More importantly, there is no political support such a move.  In making her announcement on funding Ritchie was acting without authority.  Under the terms of the St Andrews Agreement, she cannot make such a decision without the support of the executive and assembly.  What has emerged subsequently is that support from her executive colleagues wasn’t forthcoming.  She revealed to Radio Ulster that the executive had refused her request to have the issue discussed.  The unionist parties are opposed to stopping funding to the UDA.  Ulster Unionist leader Reg Empey said he believed that most people within the UDA were committed to peace, though it "needed to do more".  The most hostile reaction to Ritchie’s empty ultimatum came from Sinn Fein.  Michelle Gildernew said her party had nothing to do with the decision, saying it was a matter for the Social Development minister.  Alex Maskey went even further claiming that it was mistake to link money for deprived loyalist communities to the behaviour of the UDA.  He said that “where there is poverty, social exclusion and weak community infrastructure” government obviously “has a responsibility to act.”  This actually backs up the UPRG claim that the funding has nothing to do with the UDA, and that its withdrawal would represent an attack on Protestants. 

The Sinn Fein position is very dangerous as it legitimises the position of loyalist paramilitaries within Protestant communities.  Rather than exposing them as the parasitic gangsters they are, loyalists are accepted as agents of some sort of progressive development.  This completely pulls the rug from under the feet of people within the Protestant community who are involved in legitimate community development, and those who have the courage to speak out against the parasitic grip of loyalists.  However, such positions flow inevitably from the concept of “community rights” that underpins the current political settlement and identifies loyalist paramilitaries with Protestants and gives them some sort of representative role that they are totally unable to obtain by persuading Protestant workers to vote for them. Sinn Fein the new Catholic party, having abandoned any form of revolutionary perspective that would have set them the task of winning the support of Protestant workers, are willing to accept the loyalists as some sectarian mirror image representing Protestants. Given that their own position is now largely dependent on money from the British Government, they would also not want to set the precedent of cutting funding. 

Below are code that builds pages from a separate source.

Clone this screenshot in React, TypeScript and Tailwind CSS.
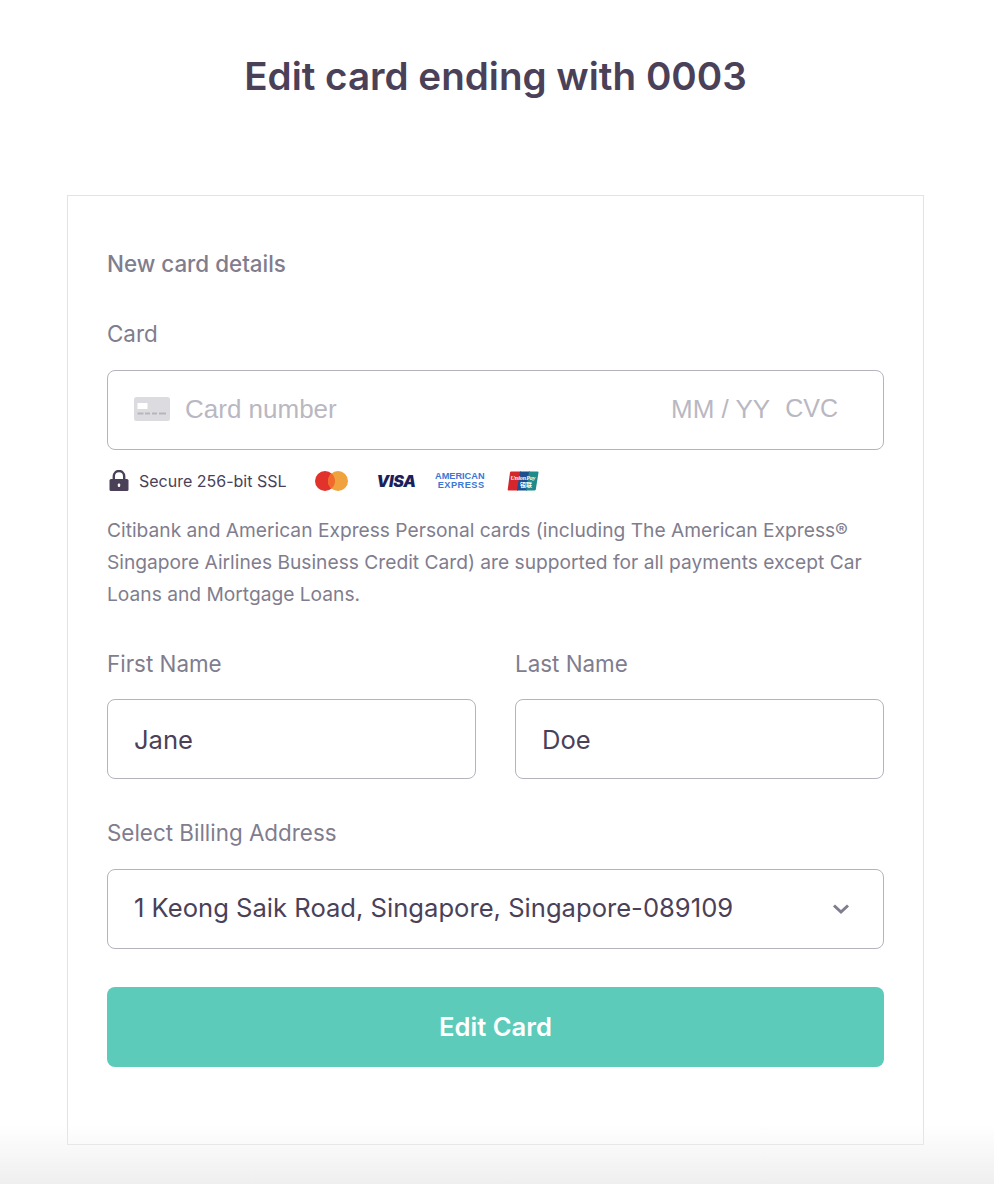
import React from "react";

function Field({ label, value }: { label: string; value: string }) {
  return (
    <div className="flex flex-col">
      <label className="text-[22.4px] leading-[28px] text-[#7f7d8e] mb-[21px]">{label}</label>
      <div className="h-[80px] rounded-[8px] border border-[#b5b4be] flex items-center pt-[2px] px-[26px] text-[25.6px] text-[#4a4159]">
        {value}
      </div>
    </div>
  );
}

export default function App() {
  return (
    <div className="relative h-[1184px] w-full overflow-hidden bg-white font-['Inter',sans-serif]">
      <h1 className="pt-[50px] pr-[3px] text-center text-[38.6px] leading-[52px] font-semibold text-[#4a4159]">
        Edit card ending with 0003
      </h1>
      <div className="ml-[67px] mr-[70px] mt-[93px] h-[950px] border border-[#e3e3e3] px-[39px] pt-[54px]">
        <div className="text-[22.4px] leading-[28px] font-medium text-[#7f7d8e]">New card details</div>
        <div className="mt-[42px] text-[22.4px] leading-[28px] text-[#7f7d8e]">Card</div>
        <div className="mt-[22px] h-[80px] rounded-[8px] border border-[#b5b4be] flex items-center pb-[2px] pl-[26px] pr-[45px] font-['Liberation_Sans',sans-serif] text-[26px] text-[#b9b8c2]">
          <svg width="36" height="24" viewBox="0 0 36 24" className="mr-[15px]">
            <rect width="36" height="24" rx="2.5" fill="#dcdce0" />
            <rect x="3.5" y="6" width="10" height="6" fill="#ffffff" />
            <rect x="3.5" y="15.5" width="6" height="2" fill="#b5b5bc" />
            <rect x="11" y="15.5" width="5" height="2" fill="#b5b5bc" />
            <rect x="18" y="15.5" width="5" height="2" fill="#b5b5bc" />
            <rect x="25" y="15.5" width="7" height="2" fill="#b5b5bc" />
          </svg>
          <span>Card number</span>
          <span className="ml-auto">MM / YY</span>
          <span className="ml-[15px] text-[25px]">CVC</span>
        </div>
        <div className="mt-[18px] h-[25px] flex items-center">
          <svg width="20" height="21" viewBox="0 0 20 21" className="ml-[2px]">
            <path d="M4.8 10V6.2a5.2 5.2 0 0 1 10.4 0V10" fill="none" stroke="#4a4159" strokeWidth="2.4" />
            <rect x="0.5" y="9" width="19" height="12" rx="1.5" fill="#4a4159" />
            <rect x="8.8" y="13.5" width="2.4" height="3.4" rx="1" fill="#ffffff" />
          </svg>
          <span className="ml-[10px] text-[16px] text-[#4a4159]">Secure 256-bit SSL</span>
          <svg width="33" height="20" viewBox="0 0 33 20" className="ml-[28px]">
            <circle cx="10" cy="10" r="10" fill="#e1322c" />
            <circle cx="23" cy="10" r="10" fill="#efa23e" />
            <path d="M16.5 2.4a10 10 0 0 1 0 15.2a10 10 0 0 1 0-15.2z" fill="#f2692c" />
          </svg>
          <span className="ml-[29px] w-[39px] text-[16px] leading-[20px] font-black italic tracking-[-0.3px] text-[#1a1f5e]">VISA</span>
          <span className="ml-[19px] w-[50px] text-right text-[9.2px] leading-[9px] font-bold text-[#3a76d6] font-['Liberation_Sans',sans-serif]">
            AMERICAN
            <br />
            <span className="tracking-[0.5px]">EXPRESS</span>
          </span>
          <svg width="32" height="20" viewBox="0 0 32 20" className="ml-[24px] -translate-x-[2px]">
            <path d="M4 0.5H14L11 19.5H1.5Q0.5 19.5 0.7 18.5L3 1.5Q3.2 0.5 4 0.5Z" fill="#d5262e" />
            <path d="M13 0.5H23L20 19.5H10Z" fill="#1c4f8e" />
            <path d="M22 0.5H30.5Q31.8 0.5 31.5 1.5L28.8 18.5Q28.6 19.5 27.5 19.5H19Z" fill="#1f8a8a" />
            <text x="16" y="9" textAnchor="middle" fontSize="6" fontStyle="italic" fontWeight="700" fill="#ffffff" fontFamily="'Liberation Serif', serif">UnionPay</text>
            <text x="19" y="16" textAnchor="middle" fontSize="6" fontWeight="700" fill="#ffffff" fontFamily="'Noto Sans CJK SC', sans-serif">银联</text>
          </svg>
        </div>
        <p className="mt-[21px] text-[19.2px] leading-[32px] text-[#7f7d8e]">
          Citibank and American Express Personal cards (including The American Express®
          <br />
          Singapore Airlines Business Credit Card) are supported for all payments except Car
          <br />
          Loans and Mortgage Loans.
        </p>
        <div className="mt-[40px] grid grid-cols-2 gap-x-[39px]">
          <Field label="First Name" value="Jane" />
          <Field label="Last Name" value="Doe" />
        </div>
        <div className="mt-[40px] flex flex-col">
          <label className="text-[22.4px] leading-[28px] text-[#7f7d8e] mb-[22px]">Select Billing Address</label>
          <div className="h-[80px] rounded-[8px] border border-[#b5b4be] flex items-center justify-between pb-[2px] pl-[26px] pr-[33px] text-[25.6px] text-[#4a4159]">
            <span>1 Keong Saik Road, Singapore, Singapore-089109</span>
            <svg width="18" height="12" viewBox="0 0 18 12" className="translate-y-[1px]">
              <path d="M2 2.5L9 9L16 2.5" fill="none" stroke="#7f7d8e" strokeWidth="3" />
            </svg>
          </div>
        </div>
        <button className="mt-[38px] h-[80px] w-full rounded-[8px] bg-[#5ccbb9] text-[25.6px] font-semibold text-white">
          Edit Card
        </button>
      </div>
      <div className="pointer-events-none absolute inset-x-0 bottom-0 h-[60px] bg-gradient-to-b from-transparent to-[#efefef]" />
    </div>
  );
}
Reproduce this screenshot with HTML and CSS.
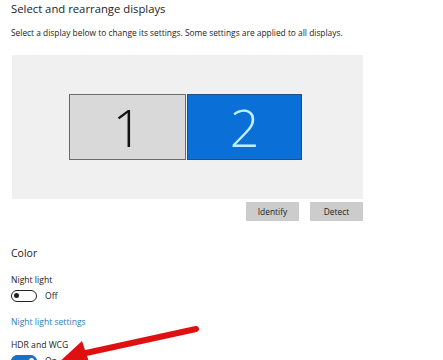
FILE: index.html
```html
<!DOCTYPE html>
<html>
<head>
    <meta charset="UTF-8">
    <title>Display</title>
    <link rel="stylesheet" href="styles.css">
</head>
<body>
<div class="page">
    <h2 class="title">Select and rearrange displays</h2>
    <p class="hint">Select a display below to change its settings. Some settings are applied to all displays.</p>
    <div class="panel">
        <div class="monitors">
            <div class="monitor">1</div>
            <div class="monitor selected">2</div>
        </div>
    </div>
    <div class="actions">
        <button class="btn">Identify</button>
        <button class="btn">Detect</button>
    </div>

    <h2 class="section">Color</h2>
    <div class="label">Night light</div>
    <div class="toggle-row">
        <span class="toggle"><span class="knob"></span></span>
        <span class="state">Off</span>
    </div>
    <a class="link" href="#">Night light settings</a>
    <div class="label hdr">HDR and WCG</div>
    <div class="toggle-row">
        <span class="toggle on"><span class="knob"></span></span>
        <span class="state">On</span>
    </div>
</div>
<svg class="arrow" width="443" height="360" viewBox="0 0 443 360">
    <line x1="196" y1="329" x2="86" y2="353" stroke="#e01010" stroke-width="6" stroke-linecap="round"/>
    <polygon points="56,365 82,341 92,371" fill="#e01010"/>
</svg>
</body>
</html>
```

FILE: styles.css
```css
body {
    margin: 0;
    background: #fff;
    font-family: "Open Sans", sans-serif;
    color: #222;
    overflow: hidden;
}
.page {
    padding: 0 0 0 11px;
    width: 352px;
}
.title {
    margin: 0;
    padding-top: 1px;
    font-size: 11.3px;
    font-weight: normal;
    line-height: 16px;
}
.hint {
    margin: 10px 0 0;
    font-size: 8.4px;
    line-height: 12px;
}
.panel {
    margin: 16px 0 0 1px;
    height: 144px;
    background: #f0f0f0;
    display: flex;
    align-items: center;
    padding-left: 57px;
}
.monitors {
    display: flex;
}
.monitor {
    width: 115px;
    height: 64px;
    border: 1px solid #6b6b6b;
    background: #d9d9d9;
    display: flex;
    align-items: center;
    justify-content: center;
    font-size: 52px;
    font-weight: 300;
    line-height: 1;
    color: #111;
    font-family: "Open Sans", sans-serif;
}
.monitor.selected {
    width: 113px;
    margin-left: 1px;
    background: #0a6fd6;
    border-color: #1f4f8a;
    color: #bfeeff;
}
.actions {
    display: flex;
    justify-content: flex-end;
    gap: 11px;
    margin-top: 3px;
    width: 352px;
}
.btn {
    width: 53px;
    height: 19px;
    border: none;
    background: #cccccc;
    font-family: "Open Sans", sans-serif;
    font-size: 8.4px;
    color: #222;
    padding: 0;
}
.section {
    margin: 24px 0 0;
    font-size: 10.5px;
    font-weight: normal;
    line-height: 16px;
}
.label {
    margin-top: 13px;
    font-size: 8.6px;
    line-height: 12px;
}
.label.hdr {
    margin-top: 11px;
}
.toggle-row {
    display: flex;
    align-items: center;
    gap: 8px;
    margin-top: 3px;
    height: 13px;
}
.toggle {
    box-sizing: border-box;
    width: 26px;
    height: 12px;
    border: 1.6px solid #222;
    border-radius: 6px;
    display: flex;
    align-items: center;
    padding-left: 2px;
}
.knob {
    width: 5px;
    height: 5px;
    border-radius: 50%;
    background: #222;
}
.toggle.on {
    background: #1a6fc8;
    border-color: #1a6fc8;
    justify-content: flex-end;
    padding-right: 2px;
}
.toggle.on .knob {
    background: #fff;
}
.state {
    font-size: 8.6px;
}
.link {
    display: block;
    margin-top: 14px;
    font-size: 8.6px;
    line-height: 12px;
    color: #2f7db3;
    text-decoration: none;
}
.arrow {
    position: absolute;
    left: 0;
    top: 0;
}
```
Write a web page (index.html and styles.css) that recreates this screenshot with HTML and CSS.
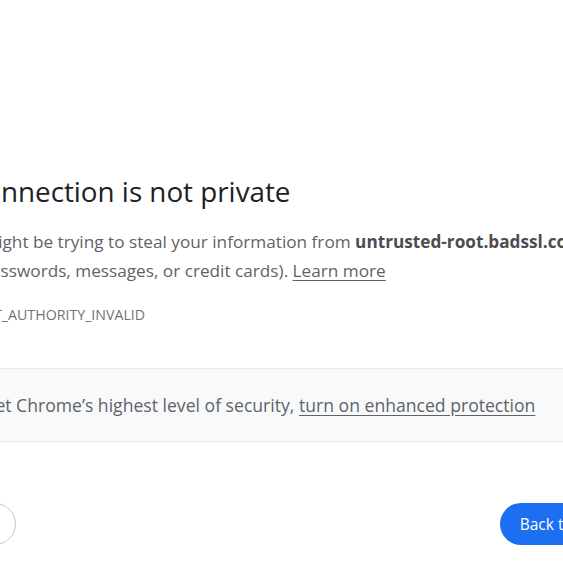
FILE: index.html
```html
<!DOCTYPE html>
<html lang="en">
<head>
<meta charset="utf-8">
<title>Privacy error</title>
<link rel="stylesheet" href="styles.css">
</head>
<body>
<div class="interstitial-wrapper">
  <h1 class="heading">Your connection is not private</h1>
  <p class="explanation">Attackers might be trying to steal your information from <strong>untrusted-root.badssl.com</strong> (for<br>example, passwords, messages, or credit cards). <a href="#" class="link">Learn more</a></p>
  <div class="error-code">NET::ERR_CERT_AUTHORITY_INVALID</div>
  <div class="enhanced-protection">To get Chrome’s highest level of security, <a href="#" class="link">turn on enhanced protection</a></div>
  <div class="nav-wrapper">
    <button class="btn btn-secondary">Advanced</button>
    <button class="btn btn-primary">Back to safety</button>
  </div>
</div>
</body>
</html>
```

FILE: styles.css
```css
html, body {
  margin: 0;
  padding: 0;
  overflow: hidden;
  background: #ffffff;
}

body {
  font-family: "Open Sans", "Noto Sans", sans-serif;
  color: #5f6368;
}

.interstitial-wrapper {
  margin-left: -97px;
  width: 737px;
  padding-top: 173px;
}

.heading {
  margin: 0;
  font-size: 27.8px;
  line-height: 36px;
  font-weight: 400;
  color: #202124;
  white-space: nowrap;
}

.explanation {
  margin: 19px 0 0;
  font-size: 17.2px;
  line-height: 28.8px;
  white-space: nowrap;
}

.explanation strong {
  font-weight: 700;
  color: #4a4d51;
}

.link {
  color: #5f6368;
  text-decoration: underline;
  text-underline-offset: 3px;
}

.error-code {
  margin-top: 18px;
  font-size: 14.2px;
  line-height: 22px;
  color: #6f7377;
  white-space: nowrap;
}

.enhanced-protection {
  margin-top: 42px;
  width: 900px;
  box-sizing: border-box;
  padding: 22px 24px 22px 58px;
  background: #f8f9fa;
  border-top: 1px solid #e6e8eb;
  border-bottom: 1px solid #e6e8eb;
  border-radius: 20px;
  font-size: 17.6px;
  line-height: 28.8px;
  white-space: nowrap;
}

.nav-wrapper {
  margin-top: 61px;
  display: flex;
  justify-content: space-between;
}

.btn {
  height: 42px;
  border-radius: 21px;
  padding: 0 20px;
  font-family: "Open Sans", "Noto Sans", sans-serif;
  font-size: 15.5px;
  white-space: nowrap;
  cursor: pointer;
}

.btn-secondary {
  width: 113px;
  background: #ffffff;
  border: 1.5px solid #c6c9cc;
  color: #1a73e8;
}

.btn-primary {
  background: #1c6ff0;
  border: none;
  color: #ffffff;
}
```
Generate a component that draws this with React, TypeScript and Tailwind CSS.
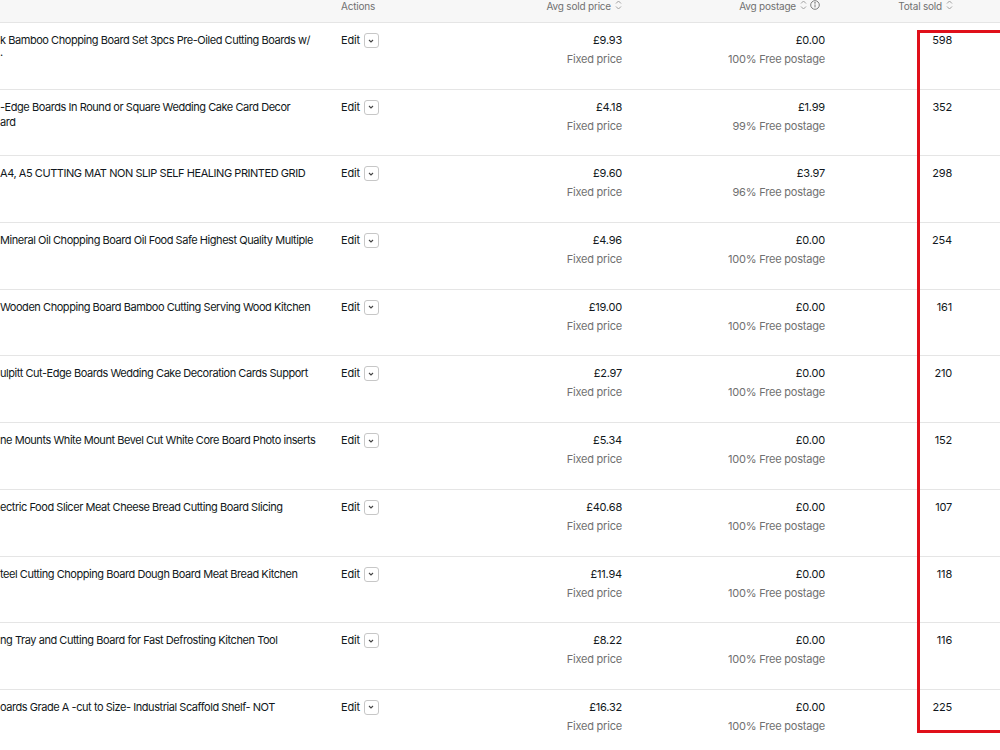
import React from 'react';

type Row = {
  title: string[];
  price: string;
  postage: string;
  free: string;
  sold: string;
};

const rows: Row[] = [
  { title: ['k Bamboo Chopping Board Set 3pcs Pre-Oiled Cutting Boards w/', '·'], price: '£9.93', postage: '£0.00', free: '100% Free postage', sold: '598' },
  { title: ['-Edge Boards In Round or Square Wedding Cake Card Decor', 'ard'], price: '£4.18', postage: '£1.99', free: '99% Free postage', sold: '352' },
  { title: ['A4, A5 CUTTING MAT NON SLIP SELF HEALING PRINTED GRID'], price: '£9.60', postage: '£3.97', free: '96% Free postage', sold: '298' },
  { title: ['Mineral Oil Chopping Board Oil Food Safe Highest Quality Multiple'], price: '£4.96', postage: '£0.00', free: '100% Free postage', sold: '254' },
  { title: [' Wooden Chopping Board Bamboo Cutting Serving Wood Kitchen'], price: '£19.00', postage: '£0.00', free: '100% Free postage', sold: '161' },
  { title: ['ulpitt Cut-Edge Boards Wedding Cake Decoration Cards Support'], price: '£2.97', postage: '£0.00', free: '100% Free postage', sold: '210' },
  { title: ['ne Mounts White Mount Bevel Cut White Core Board Photo inserts'], price: '£5.34', postage: '£0.00', free: '100% Free postage', sold: '152' },
  { title: ['ectric Food Slicer Meat Cheese Bread Cutting Board Slicing'], price: '£40.68', postage: '£0.00', free: '100% Free postage', sold: '107' },
  { title: ['teel Cutting Chopping Board Dough Board Meat Bread Kitchen'], price: '£11.94', postage: '£0.00', free: '100% Free postage', sold: '118' },
  { title: ['ng Tray and Cutting Board for Fast Defrosting Kitchen Tool'], price: '£8.22', postage: '£0.00', free: '100% Free postage', sold: '116' },
  { title: ['oards Grade A -cut to Size- Industrial Scaffold Shelf- NOT'], price: '£16.32', postage: '£0.00', free: '100% Free postage', sold: '225' },
];

function SortIcon() {
  return (
    <svg width="7" height="10" viewBox="0 0 7 10" className="ml-[4px] inline-block" fill="none" stroke="#a0a0a0" strokeWidth="1">
      <path d="M1 3.5 L3.5 1 L6 3.5" />
      <path d="M1 6.5 L3.5 9 L6 6.5" />
    </svg>
  );
}

function InfoIcon() {
  return (
    <svg width="10" height="10" viewBox="0 0 10 10" className="ml-[3px] inline-block" fill="none" stroke="#707070" strokeWidth="0.9">
      <circle cx="5" cy="5" r="4.3" />
      <path d="M5 4.4 V7.4" />
      <circle cx="5" cy="2.9" r="0.35" fill="#707070" />
    </svg>
  );
}

function ChevronDown() {
  return (
    <svg width="8" height="6" viewBox="0 0 8 6" fill="none" stroke="#444" strokeWidth="1.1">
      <path d="M2 2 L4 4 L6 2" />
    </svg>
  );
}

export default function App() {
  return (
    <div
      className="relative h-[750px] w-[1000px] overflow-hidden bg-white text-[11px] tracking-[-0.2px] text-[#111820]"
      style={{ fontFamily: 'Inter, "Liberation Sans", sans-serif' }}
    >
      {/* Header */}
      <div className="flex h-[23px] border-b border-[#e5e5e5] bg-[#f7f7f7] text-[10px] leading-[13px] text-[#707070]">
        <div className="w-[330px]" />
        <div className="w-[141px] pl-[11px]">Actions</div>
        <div className="flex w-[151px] items-start justify-end">
          <span>Avg sold price</span>
          <SortIcon />
        </div>
        <div className="flex w-[198px] items-start justify-end">
          <span>Avg postage</span>
          <SortIcon />
          <InfoIcon />
        </div>
        <div className="flex w-[133px] items-start justify-end">
          <span>Total sold</span>
          <SortIcon />
        </div>
      </div>

      {/* Rows */}
      {rows.map((r, idx) => (
        <div key={idx} className="flex h-[66.7px] border-b border-[#e5e5e5]">
          <div className="w-[330px] overflow-hidden whitespace-nowrap pt-[10px] leading-[15px] tracking-[-0.45px]">
            {r.title.map((t, i) => (
              <div key={i}>{t}</div>
            ))}
          </div>
          <div className="flex w-[141px] items-start pl-[11px] pt-[9px]">
            <span className="leading-[17px]">Edit</span>
            <button className="ml-[4px] mt-[1px] flex h-[15px] w-[15px] items-center justify-center rounded-[3px] border border-[#c7c7c7] bg-white">
              <ChevronDown />
            </button>
          </div>
          <div className="w-[151px] pt-[8px] text-right leading-[19px]">
            <div>{r.price}</div>
            <div className="text-[#707070]">Fixed price</div>
          </div>
          <div className="w-[203px] pt-[8px] text-right leading-[19px]">
            <div>{r.postage}</div>
            <div className="text-[#707070]">{r.free}</div>
          </div>
          <div className="w-[127px] pt-[8px] text-right leading-[19px]">{r.sold}</div>
        </div>
      ))}

      {/* highlight box */}
      <div className="absolute left-[917px] top-[30px] h-[703px] w-[90px] border-[3px] border-[#e0101a]" />
    </div>
  );
}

The biggest promoters of the idea that loyalists can play a progressive role are British and Irish Governments.   The British Government has been the main sponsor of the attempts to make the UDA respectable.  Despite the controversy over the new funding package, the fact is that the UDA is already in receipt of public money.  The UPRG receives almost £500,000 a year.   Fourteen people linked to the UDA like veterans Sammy Duddy and William McQuiston, are already employed as community workers. The British offered no support to Margaret Ritchie’s threat to cut off funding to the loyalist group.  Policing and Justice Minister Paul Goggins merely reiterated the well worn line that loyalists must "demonstrate real leadership to set their communities free from criminality and the influence of paramilitaries". 

The Irish Government has also been providing financial support to loyalists.  Much of this has come in the form of grants to dubious projects for commemorating WW1.  There is also the well publicised links between President McAleese and UDA leader Jackie McDonald.  Most recently the Office of the Taoiseach made a 4,000 euro donation to a loyalist backed “regeneration scheme” in the Mt Vernon of north Belfast.  This scheme, which involved replacing paramilitary wall murals with slightly less threatening ones, was headed by UVF mouthpiece Billy Hutchinson. 

This donation was particularly insensitive as it coincided with the second anniversary if the UVF murder of Catholic teenager Thomas Devlin. His mother wrote to Bertie Ahern complaining that the donation risked “legitimising the actions of some of the people in Mount Vernon, who are hiding, protecting and harbouring Thomas's killers."  Officials in the Taoiseach’s office dismissed her complaints.  The Irish Government also rejected the ultimatum over UDA funding.   The foreign affairs minister Dermott Ahern instead heaped prise on loyalists and pledged his Government’s continuing support.   He said that the Irish government would continue to be supportive to “progressive elements within loyalism” and understood the “difficulties and the challenges” they faced.

All this renders the supposed ultimatum to the UDA worthless.  At most it is a piece of political posturing by the SDLP.  Given the political imperative to keep loyalists on board the peace settlement, and the overriding need to accommodate unionists and avoid anything that they can denounce as an attack on the Protestant community, the threat to cut funding to the UDA is one that cannot be carried out.  The minister claimed that the UDA were in "the last chance saloon", but in reality they continue to have a free hand.

The vast majority of people believe that the St Andrews settlement will in some way bring about a slow and gradual decay in Loyalist sectarianism.  This incident demonstrates that in fact a contrary process is taking place.  The loyalists are being cemented into civic society and their organisations are being pumped up with state funds.  As long as this process continues it will represent a major barrier to working-class organisation.